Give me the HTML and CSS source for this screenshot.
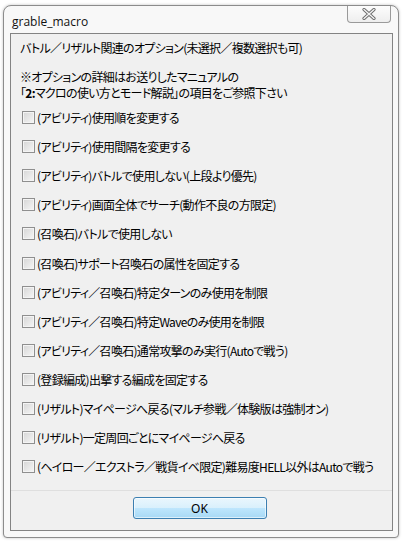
FILE: index.html
```html
<!DOCTYPE html>
<html lang="ja">
<head>
<meta charset="utf-8">
<link rel="stylesheet" href="styles.css">
</head>
<body>
<div class="window">
  <div class="titlebar">
    <span class="title">grable_macro</span>
    <div class="close">
      <svg width="14" height="12" viewBox="0 0 14 12">
        <path d="M2 1.5 L12 10.5 M12 1.5 L2 10.5" stroke="#6a6a6a" stroke-width="3.2" stroke-linecap="round" fill="none"/>
        <path d="M2 1.5 L12 10.5 M12 1.5 L2 10.5" stroke="#f4f4f4" stroke-width="1.4" stroke-linecap="round" fill="none"/>
      </svg>
    </div>
  </div>
  <div class="client">
    <div class="content">
      <p class="lead">バトル／リザルト関連のオプション(未選択／複数選択も可)</p>
      <p class="note">※オプションの詳細はお送りしたマニュアルの<br>「<b>2:</b>マクロの使い方とモード解説」の項目をご参照下さい</p>
      <ul class="options">
        <li><span class="cb"></span>(アビリティ)使用順を変更する</li>
        <li><span class="cb"></span>(アビリティ)使用間隔を変更する</li>
        <li><span class="cb"></span>(アビリティ)バトルで使用しない(上段より優先)</li>
        <li><span class="cb"></span>(アビリティ)画面全体でサーチ(動作不良の方限定)</li>
        <li><span class="cb"></span>(召喚石)バトルで使用しない</li>
        <li><span class="cb"></span>(召喚石)サポート召喚石の属性を固定する</li>
        <li><span class="cb"></span>(アビリティ／召喚石)特定ターンのみ使用を制限</li>
        <li><span class="cb"></span>(アビリティ／召喚石)特定Waveのみ使用を制限</li>
        <li><span class="cb"></span>(アビリティ／召喚石)通常攻撃のみ実行(Autoで戦う)</li>
        <li><span class="cb"></span>(登録編成)出撃する編成を固定する</li>
        <li><span class="cb"></span>(リザルト)マイページへ戻る(マルチ参戦／体験版は強制オン)</li>
        <li><span class="cb"></span>(リザルト)一定周回ごとにマイページへ戻る</li>
        <li><span class="cb"></span>(ヘイロー／エクストラ／戦貨イベ限定)難易度HELL以外はAutoで戦う</li>
      </ul>
    </div>
    <div class="footer">
      <button class="ok">OK</button>
    </div>
  </div>
</div>
</body>
</html>
```
FILE: styles.css
```css
html, body {
  margin: 0;
  padding: 0;
  background: #ffffff;
}
body {
  width: 403px;
  height: 542px;
  overflow: hidden;
  font-family: "Noto Sans CJK JP", "Noto Sans", sans-serif;
  font-size: 12px;
  color: #000;
}
.window {
  box-sizing: border-box;
  margin: 5px 0 0 3px;
  width: 396px;
  height: 533px;
  border: 1px solid #8c8c8c;
  border-radius: 8px 8px 4px 4px;
  background: #f8f8f8;
  box-shadow: 0 0 3px rgba(0,0,0,0.25);
  display: flex;
  flex-direction: column;
}
.titlebar {
  height: 27px;
  display: flex;
  align-items: flex-start;
  padding-left: 8px;
  padding-right: 7px;
}
.title {
  font-family: "Open Sans", "Noto Sans", sans-serif;
  font-size: 12px;
  line-height: 14px;
  margin-top: 9px;
  color: #111;
}
.close {
  margin-left: auto;
  width: 44px;
  height: 17px;
  box-sizing: border-box;
  border: 1px solid #9a9a9a;
  border-top: none;
  border-radius: 0 0 4px 4px;
  background: linear-gradient(#fdfdfd, #eeeeee);
  display: flex;
  align-items: center;
  justify-content: center;
}
.client {
  flex: 1;
  margin: 0 5px 6px 6px;
  border: 1px solid #838383;
  background: #f0f0f0;
  display: flex;
  flex-direction: column;
}
.content {
  flex: 1;
  padding: 6px 0 0 9px;
  letter-spacing: -0.7px;
}
p {
  margin: 0;
  line-height: 16px;
  font-feature-settings: "palt";
}
.lead {
  margin-bottom: 13px;
}
.note b {
  font-weight: bold;
}
.options {
  list-style: none;
  margin: 2px 0 0 0;
  padding: 0;
}
.options li {
  height: 29.1px;
  display: flex;
  align-items: center;
  font-feature-settings: "palt";
  white-space: nowrap;
}
.cb {
  box-sizing: border-box;
  width: 13px;
  height: 13px;
  border: 1px solid #8f8f8f;
  background: linear-gradient(135deg, #d6d6d6, #f6f6f6);
  box-shadow: inset 0 0 0 1px #f4f4f4;
  margin: 0 2px 0 2px;
  flex: none;
}
.footer {
  height: 40px;
  border-top: 1px solid #dfdfdf;
  display: flex;
  justify-content: center;
  align-items: flex-start;
  padding-top: 6px;
  box-sizing: border-box;
}
.ok {
  width: 134px;
  height: 22px;
  margin-left: -4px;
  border: 1px solid #3c7fb1;
  border-radius: 3px;
  background: linear-gradient(#eaf6fd 0%, #d9f0fc 50%, #bee6fd 51%, #a7d9f5 100%);
  box-shadow: inset 0 0 0 1px rgba(255,255,255,0.6);
  font-family: "Noto Sans", sans-serif;
  font-size: 12px;
  color: #000;
  padding: 0;
}
```
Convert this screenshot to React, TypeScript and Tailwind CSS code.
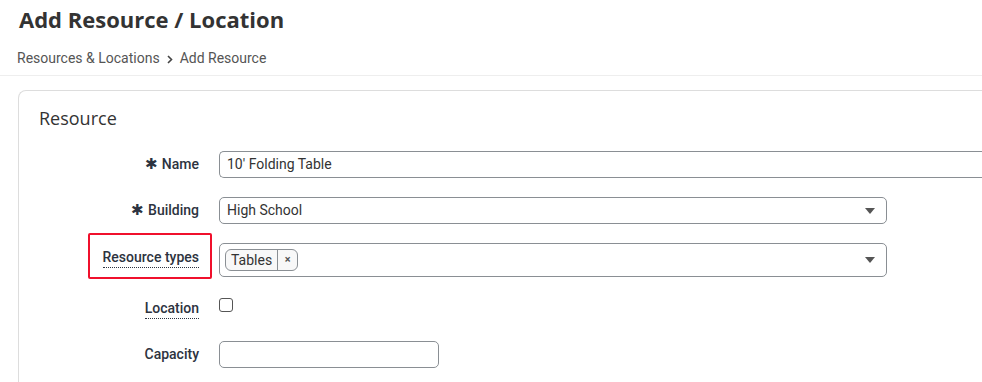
import React from "react";

function Label({
  text,
  required,
  dotted,
  lift,
}: {
  text: string;
  required?: boolean;
  dotted?: boolean;
  lift?: boolean;
}) {
  return (
    <div
      className={
        "w-[180px] shrink-0 text-right text-[14px] font-medium text-[#2d3340]" +
        (lift ? " mt-[-6px]" : "")
      }
    >
      {required && <span className="mr-[4px] text-[15px]">✱</span>}
      <span
        className={
          dotted ? "border-b border-dotted border-[#2d3340] pb-[2px]" : ""
        }
      >
        {text}
      </span>
    </div>
  );
}

function Caret() {
  return (
    <svg width="10" height="6" viewBox="0 0 10 6" className="absolute right-[11px] top-1/2 -translate-y-1/2">
      <path d="M0 0h10L5 6z" fill="#555" />
    </svg>
  );
}

export default function App() {
  return (
    <div
      className="h-[382px] w-[982px] overflow-hidden bg-white text-[#333]"
      style={{ fontFamily: "Roboto, 'Liberation Sans', sans-serif" }}
    >
      <h1
        className="pl-[19px] pt-[4px] text-[22px] font-bold leading-[30px] text-[#333]"
        style={{ fontFamily: "'Open Sans', sans-serif" }}
      >
        Add Resource / Location
      </h1>
      <div className="mt-[14px] flex items-center pl-[17px] text-[14px] text-[#555]">
        <span>Resources &amp; Locations</span>
        <svg width="6" height="9" viewBox="0 0 6 9" className="mx-[7px] mt-[1px]">
          <path d="M1 1l3.5 3.5L1 8" stroke="#444" strokeWidth="1.6" fill="none" />
        </svg>
        <span>Add Resource</span>
      </div>
      <div className="mt-[6px] h-px w-full bg-[#eeeeee]" />

      <div className="ml-[18px] mt-[14px] h-[400px] rounded-tl-[8px] border-l border-t border-[#dddddd] pt-[14px]">
        <h2
          className="pl-[20px] text-[18px] leading-[26px] text-[#333]"
          style={{ fontFamily: "'Open Sans', sans-serif" }}
        >
          Resource
        </h2>

        <div className="mt-[20px] flex flex-col">
          <div className="flex h-[27px] items-center">
            <Label text="Name" required />
            <div className="ml-[20px] flex h-[27px] flex-1 items-center rounded-l-[5px] border-y border-l border-[#8a8f94] pl-[7px] text-[14px] text-[#333]">
              10' Folding Table
            </div>
          </div>

          <div className="mt-[19px] flex h-[27px] items-center">
            <Label text="Building" required />
            <div className="relative ml-[20px] flex h-[27px] w-[668px] items-center rounded-[5px] border border-[#8a8f94] pl-[7px] text-[14px] text-[#333]">
              High School
              <Caret />
            </div>
          </div>

          <div className="relative mt-[19px] flex h-[34px] items-center">
            <div className="absolute left-[69px] top-[-10px] h-[46px] w-[124px] rounded-[2px] border-2 border-[#f0102c]" />
            <Label text="Resource types" dotted lift />
            <div className="relative ml-[20px] flex h-[34px] w-[668px] items-center rounded-[5px] border border-[#8a8f94] pl-[5px] text-[14px] text-[#333]">
              <div className="flex h-[22px] items-center rounded-[6px] border border-[#8a8f94] bg-[#f8f8f8]">
                <span className="px-[5px] leading-[20px]">Tables</span>
                <span className="flex h-full w-[20px] items-center justify-center border-l border-[#8a8f94] text-[11px] font-bold text-[#555]">
                  ×
                </span>
              </div>
              <Caret />
            </div>
          </div>

          <div className="mt-[20px] flex h-[22px] items-center">
            <Label text="Location" dotted />
            <div className="ml-[20px] mt-[-6px] h-[14px] w-[14px] rounded-[3px] border border-[#555]" />
          </div>

          <div className="mt-[22px] flex h-[27px] items-center">
            <Label text="Capacity" />
            <div className="ml-[20px] h-[27px] w-[220px] rounded-[5px] border border-[#8a8f94]" />
          </div>
        </div>
      </div>
    </div>
  );
}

■ Instructions to follow: Among the entries above, identify all lines with "screenshot" and copy them.

■ Result:
Give me the HTML and CSS source for this screenshot.
Convert this screenshot to React, TypeScript and Tailwind CSS code.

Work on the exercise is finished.